ConShark reviews land somewhere between a recap and a guide: not just a run-down of what happened at last year’s event, but not quite a full-blown how to on attending. These reviews are meant to help you determine if an event is a good fit for you, or if it’s worth your time and your money. We try to produce these reviews based on overall thoughts on the con over the years, not solely on the most recent instance. As always, we’ll add in any helpful tips or tricks we’ve picked up through the years.
“Grades” are more of an art than a science, and as is true with all events, your experience will vary – in fact, most cons are only as good as what you put into them. Of course, grades and scores are always meant as a snapshot of our thoughts, and are best used in tandem with our written reviews and recaps. But we’ve added this feature to help you get both a faster and more thorough idea of whether a con is right for you. We split our overall grade into four sub-categories to give you a quick, at-a-glance breakdown of our thoughts:
At the core of every geek event is community. Here we attempt to quantify how well the con in question has tapped into and embraced that community. Determining your event’s place in the geek world is a major challenge, and the hardest thing a con has to master in order to chisel out a unique corner of the ever-growing con bubble for itself. Celebrities change from year to year, vendors come and go, and even an event’s space or location can change – but a solid community is what gives you a crowd of repeat customers and makes an event worth returning to.

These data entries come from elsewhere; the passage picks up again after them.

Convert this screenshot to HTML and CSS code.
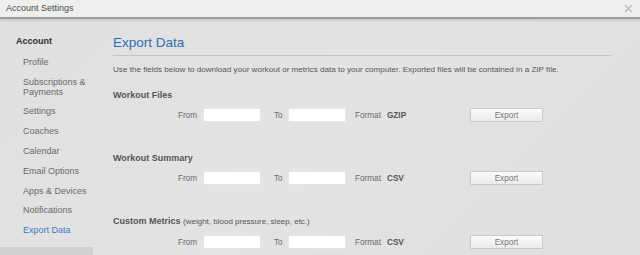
FILE: index.html
```html
<!DOCTYPE html>
<html>
<head>
<meta charset="utf-8">
<link rel="stylesheet" href="styles.css">
</head>
<body>
<div class="window">
  <div class="titlebar">
    <span class="title">Account Settings</span>
    <svg class="close" width="9" height="9" viewBox="0 0 9 9"><path d="M1 1L8 8M8 1L1 8" stroke="#b9b9b9" stroke-width="1.2" fill="none"/></svg>
  </div>
  <div class="main">
    <nav class="sidebar">
      <div class="nav-head">Account</div>
      <div class="nav-item">Profile</div>
      <div class="nav-item">Subscriptions &amp;<br>Payments</div>
      <div class="nav-item">Settings</div>
      <div class="nav-item">Coaches</div>
      <div class="nav-item">Calendar</div>
      <div class="nav-item">Email Options</div>
      <div class="nav-item">Apps &amp; Devices</div>
      <div class="nav-item">Notifications</div>
      <div class="nav-item active">Export Data</div>
      <div class="nav-block"></div>
    </nav>
    <section class="content">
      <h1 class="page-title">Export Data</h1>
      <p class="desc">Use the fields below to download your workout or metrics data to your computer. Exported files will be contained in a ZIP file.</p>

      <div class="export-section">
        <h2 class="sec-head">Workout Files</h2>
        <div class="row">
          <span class="lbl-from">From</span>
          <input class="field" type="text">
          <span class="lbl-to">To</span>
          <input class="field" type="text">
          <span class="lbl-format">Format</span>
          <span class="format-val">GZIP</span>
          <button class="btn">Export</button>
        </div>
      </div>

      <div class="export-section">
        <h2 class="sec-head">Workout Summary</h2>
        <div class="row">
          <span class="lbl-from">From</span>
          <input class="field" type="text">
          <span class="lbl-to">To</span>
          <input class="field" type="text">
          <span class="lbl-format">Format</span>
          <span class="format-val">CSV</span>
          <button class="btn">Export</button>
        </div>
      </div>

      <div class="export-section">
        <h2 class="sec-head">Custom Metrics <span class="sec-note">(weight, blood pressure, sleep, etc.)</span></h2>
        <div class="row">
          <span class="lbl-from">From</span>
          <input class="field" type="text">
          <span class="lbl-to">To</span>
          <input class="field" type="text">
          <span class="lbl-format">Format</span>
          <span class="format-val">CSV</span>
          <button class="btn">Export</button>
        </div>
      </div>
    </section>
  </div>
</div>
</body>
</html>
```
FILE: styles.css
```css
html, body {
  margin: 0;
  padding: 0;
}
body {
  width: 640px;
  height: 255px;
  overflow: hidden;
  font-family: "Liberation Sans", Arial, sans-serif;
  background: #e1e1e1;
}
.window {
  width: 640px;
  height: 255px;
  overflow: hidden;
  display: flex;
  flex-direction: column;
  background: linear-gradient(135deg, #e0e0e0 0%, #e3e3e3 50%, #dfdfdf 100%);
}
.titlebar {
  height: 17px;
  flex: none;
  background: #efefef;
  border-bottom: 2px solid #9c9c9c;
  box-shadow: 0 1px 3px rgba(0,0,0,0.18);
  display: flex;
  align-items: center;
  justify-content: space-between;
  padding: 0 7px 0 6px;
  position: relative;
  z-index: 1;
}
.title {
  font-size: 9px;
  color: #4a4a4a;
  line-height: 17px;
}
.close {
  display: block;
}
.main {
  flex: 1;
  display: flex;
  min-height: 0;
  overflow: hidden;
}
.sidebar {
  width: 93px;
  flex: none;
  padding-top: 12px;
  font-size: 9px;
  box-sizing: border-box;
}
.nav-head {
  font-weight: bold;
  color: #2e2e2e;
  padding: 5px 0 6px 16px;
  line-height: 10px;
}
.nav-item {
  color: #6a6a6a;
  padding: 4.9px 0 4.9px 23px;
  line-height: 10px;
}
.nav-item.active {
  color: #3b7cc2;
}
.nav-block {
  margin-top: 7px;
  height: 8px;
  background: #d1d1d1;
}
.content {
  flex: 1;
  padding: 16px 28px 0 20px;
  box-sizing: border-box;
}
.page-title {
  margin: 0;
  font-weight: normal;
  font-size: 13.5px;
  line-height: 16px;
  color: #2b6fb2;
  padding-bottom: 4px;
  border-bottom: 1px solid #c6c6c6;
}
.desc {
  margin: 9px 0 0 0;
  font-size: 8.1px;
  line-height: 10px;
  color: #555;
  white-space: nowrap;
}
.export-section {
  height: 63px;
}
.export-section:first-of-type {
  margin-top: 14px;
}
.sec-head {
  margin: 0 0 7px 0;
  font-size: 9px;
  line-height: 12px;
  font-weight: bold;
  color: #555;
}
.sec-note {
  font-weight: normal;
  font-size: 8px;
}
.row {
  display: flex;
  align-items: center;
  height: 14px;
  font-size: 8.2px;
  color: #6a6a6a;
}
.lbl-from {
  width: 84px;
  text-align: right;
  margin-right: 6px;
}
.field {
  width: 58px;
  height: 14px;
  box-sizing: border-box;
  margin: 0;
  padding: 0;
  border: 1px solid #e6e6e6;
  background: #fff;
  outline: none;
}
.lbl-to {
  width: 14px;
  margin-left: 13px;
}
.lbl-format {
  width: 32px;
  margin-left: 9px;
}
.format-val {
  width: 83px;
  font-weight: bold;
  color: #555;
}
.btn {
  width: 73px;
  height: 14px;
  box-sizing: border-box;
  margin: 0;
  padding: 0;
  font-family: "Liberation Sans", Arial, sans-serif;
  font-size: 8.2px;
  color: #777;
  border: 1px solid #c9c9c9;
  border-radius: 1px;
  background: linear-gradient(#fbfbfb, #ebebeb);
}
```
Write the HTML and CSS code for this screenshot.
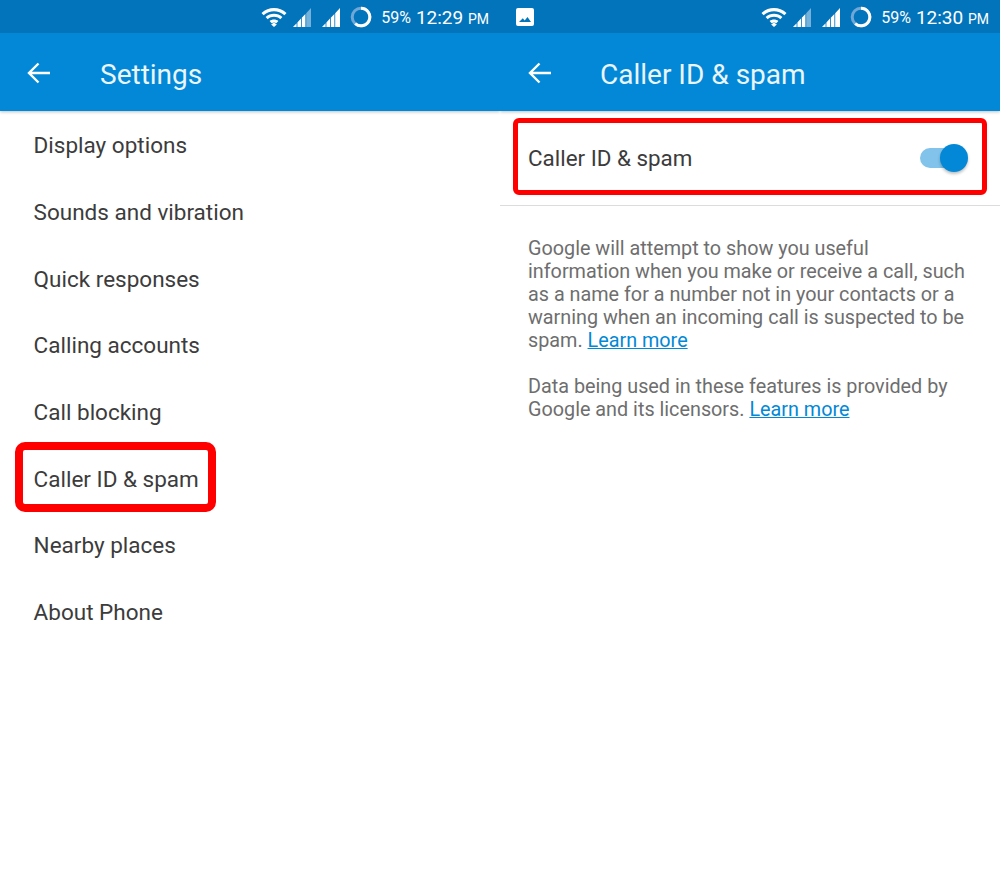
FILE: index.html
```html
<!DOCTYPE html>
<html lang="en">
<head>
  <meta charset="UTF-8">
  <title>Caller ID settings</title>
  <link rel="stylesheet" href="styles.css">
</head>
<body>
  <svg class="defs" width="0" height="0">
    <symbol id="wifi" viewBox="0 0 26 20">
      <path d="M0.5 6 C7.5 -0.6 18.5 -0.6 25.5 6 L23.4 8.3 C17.4 2.8 8.6 2.8 2.6 8.3 Z"/>
      <path d="M4.6 10 C9.5 5.6 16.5 5.6 21.4 10 L19.3 12.2 C15.6 9 10.4 9 6.7 12.2 Z"/>
      <path d="M8.6 14 C11 12 15 12 17.4 14 L15.3 16.2 C14 15.2 12 15.2 10.7 16.2 Z"/>
      <path d="M10.2 17.4 L13 15.6 L15.8 17.4 L13 20 Z"/>
    </symbol>
    <symbol id="signal-weak" viewBox="0 0 18 20">
      <path d="M0 20 L3.6 16.2 V20 Z M4.4 15.4 L8 11.6 V20 H4.4 Z M8.8 10.8 L12.4 7 V20 H8.8 Z"/>
      <path opacity=".45" d="M13.2 6.2 L18 1 V20 H13.2 Z"/>
    </symbol>
    <symbol id="signal-full" viewBox="0 0 18 20">
      <path d="M0 20 L3.6 16.2 V20 Z M4.4 15.4 L8 11.6 V20 H4.4 Z M8.8 10.8 L12.4 7 V20 H8.8 Z M13.2 6.2 L18 1 V20 H13.2 Z"/>
    </symbol>
    <symbol id="battery" viewBox="0 0 22 22">
      <circle cx="11" cy="11" r="8.8" fill="none" stroke="#6fa8d6" stroke-width="3"/>
      <path d="M11 2.2 A8.8 8.8 0 1 1 5.2 17.6" fill="none" stroke="#fff" stroke-width="3"/>
    </symbol>
    <symbol id="back" viewBox="0 0 24 22">
      <path d="M23 11 H2 M11.5 1.5 L2 11 L11.5 20.5" fill="none" stroke="#fff" stroke-width="2.4"/>
    </symbol>
  </svg>

  <div class="screens">
    <section class="phone phone-settings">
      <div class="status-bar">
        <svg class="ic-wifi"><use href="#wifi"/></svg>
        <svg class="ic-signal"><use href="#signal-weak"/></svg>
        <svg class="ic-signal"><use href="#signal-full"/></svg>
        <svg class="ic-battery"><use href="#battery"/></svg>
        <span class="battery-text">59%</span>
        <span class="clock">12:29 <small>PM</small></span>
      </div>
      <header class="app-bar">
        <svg class="ic-back"><use href="#back"/></svg>
        <h1 class="app-title">Settings</h1>
      </header>
      <ul class="menu">
        <li>Display options</li>
        <li>Sounds and vibration</li>
        <li>Quick responses</li>
        <li>Calling accounts</li>
        <li>Call blocking</li>
        <li>Caller ID &amp; spam</li>
        <li>Nearby places</li>
        <li>About Phone</li>
      </ul>
      <div class="callout callout-menu"></div>
    </section>

    <section class="phone phone-caller">
      <div class="status-bar">
        <svg class="ic-picture" viewBox="0 0 18 18">
          <path fill-rule="evenodd" d="M2 0 H16 A2 2 0 0 1 18 2 V16 A2 2 0 0 1 16 18 H2 A2 2 0 0 1 0 16 V2 A2 2 0 0 1 2 0 Z M3 14 H15 L11.5 9 L8.7 12.4 L6.8 10.2 Z"/>
        </svg>
        <svg class="ic-wifi"><use href="#wifi"/></svg>
        <svg class="ic-signal"><use href="#signal-weak"/></svg>
        <svg class="ic-signal"><use href="#signal-full"/></svg>
        <svg class="ic-battery"><use href="#battery"/></svg>
        <span class="battery-text">59%</span>
        <span class="clock">12:30 <small>PM</small></span>
      </div>
      <header class="app-bar">
        <svg class="ic-back"><use href="#back"/></svg>
        <h1 class="app-title">Caller ID &amp; spam</h1>
      </header>
      <div class="toggle-row">
        <span>Caller ID &amp; spam</span>
        <div class="switch"><div class="switch-thumb"></div></div>
      </div>
      <div class="about">
        <p>Google will attempt to show you useful information when you make or receive a call, such as a name for a number not in your contacts or a warning when an incoming call is suspected to be spam. <a href="#">Learn more</a></p>
        <p>Data being used in these features is provided by Google and its licensors. <a href="#">Learn more</a></p>
      </div>
      <div class="callout callout-toggle"></div>
    </section>
  </div>
</body>
</html>
```

FILE: styles.css
```css
html, body {
  margin: 0;
  height: 889px;
  overflow: hidden;
  background-color: #fff;
  font-family: Roboto, "Liberation Sans", sans-serif;
}

.defs {
  position: absolute;
}

.screens {
  display: flex;
}

.phone {
  position: relative;
  width: 500px;
  height: 889px;
}

/* status bar */
.status-bar {
  display: flex;
  align-items: center;
  justify-content: flex-end;
  height: 33px;
  padding: 0 11px 0 0;
  background-color: #0274bb;
  color: #fff;
  fill: #fff;
}

.ic-picture {
  width: 18px;
  height: 18px;
  margin-right: auto;
  margin-left: 16px;
}

.ic-wifi {
  width: 26px;
  height: 20px;
  margin-right: 6px;
}

.ic-signal {
  width: 18px;
  height: 20px;
  margin-right: 11px;
}

.ic-battery {
  width: 22px;
  height: 22px;
  margin-right: 9px;
  margin-left: -1px;
}

.battery-text {
  margin-top: 2px;
  margin-right: 5px;
  font-size: 16px;
}

.clock {
  margin-top: 2px;
  font-size: 19px;
}

.clock small {
  font-size: 14px;
}

/* app bar */
.app-bar {
  display: flex;
  align-items: center;
  height: 78px;
  background-color: #0288d6;
  box-shadow: 0 1px 3px rgba(0,0,0,0.25);
  clip-path: inset(0 0 -5px 0);
}

.ic-back {
  width: 24px;
  height: 22px;
  margin-top: 2px;
  margin-left: 27px;
}

.app-title {
  margin: 4px 0 0 49px;
  font-size: 28px;
  font-weight: 400;
  color: #eaf5fc;
}

.phone-caller .app-title {
  margin-left: 48px;
}

.phone-caller .ic-back {
  margin-left: 28px;
}

/* settings list */
.menu {
  list-style: none;
  margin: 0;
  padding: 1px 0 0;
}

.menu li {
  display: flex;
  align-items: center;
  height: 66.7px;
  padding-left: 33.6px;
  font-size: 22.5px;
  color: #3c3c3c;
}

/* caller id screen */
.toggle-row {
  display: flex;
  align-items: center;
  justify-content: space-between;
  height: 94px;
  padding: 0 38px 0 28px;
  border-bottom: 1px solid #dcdcdc;
  font-size: 22.4px;
  color: #3c3c3c;
}

.switch {
  position: relative;
  width: 42px;
  height: 20px;
  margin-top: -1px;
  border-radius: 10px;
  background-color: #81c3ea;
}

.switch-thumb {
  position: absolute;
  top: -4px;
  right: -6px;
  width: 28px;
  height: 28px;
  border-radius: 50%;
  background-color: #0288d6;
  box-shadow: 0 2px 3px rgba(0,0,0,0.25);
}

.about {
  padding: 31px 28px 0;
  font-size: 19.8px;
  line-height: 23px;
  color: #6e6e6e;
}

.about p {
  margin: 0 0 23px;
}

.about a {
  color: #0288d6;
}

/* red annotation boxes */
.callout {
  position: absolute;
  box-sizing: border-box;
  border-style: solid;
  border-color: #f00;
}

.callout-menu {
  left: 15px;
  top: 442px;
  width: 201px;
  height: 70px;
  border-width: 8px;
  border-radius: 10px;
}

.callout-toggle {
  left: 13px;
  top: 118px;
  width: 474px;
  height: 77px;
  border-width: 5px;
  border-radius: 6px;
}
```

Herding people in and around convention centers and other gathering spaces is no easy task; there’s a reason operations teams are big, busy, and always look tired. Lines, badge pickup, room turnovers, floor layouts – all of these things are invisible and easily forgotten when done well, but poor execution can quickly ruin an attendee’s day. All cons have constant struggles with logistics, and young cons in particular usually face serious growing pains in this particular category.
A convention’s event lineup is often not announced until many people have already bought tickets, and sometimes isn’t announced until long after it’s sold out. Still, a con’s reputation for good panels can sell tickets. Some attendees focus solely on the exhibit hall but for most there are at least a few must-see panels on their weekend schedule.
The backbone of most major shows, the exhibit hall or vendor room is what most first-timers associate with a convention. It’s where you go to buy stuff! It’s where many people spend the majority of their weekend and also the majority of their budget. Also included in this score are any special exhibits, autograph areas, and photo opportunities – regardless of whether those spaces are part of the main exhibit hall or have their own separate corner.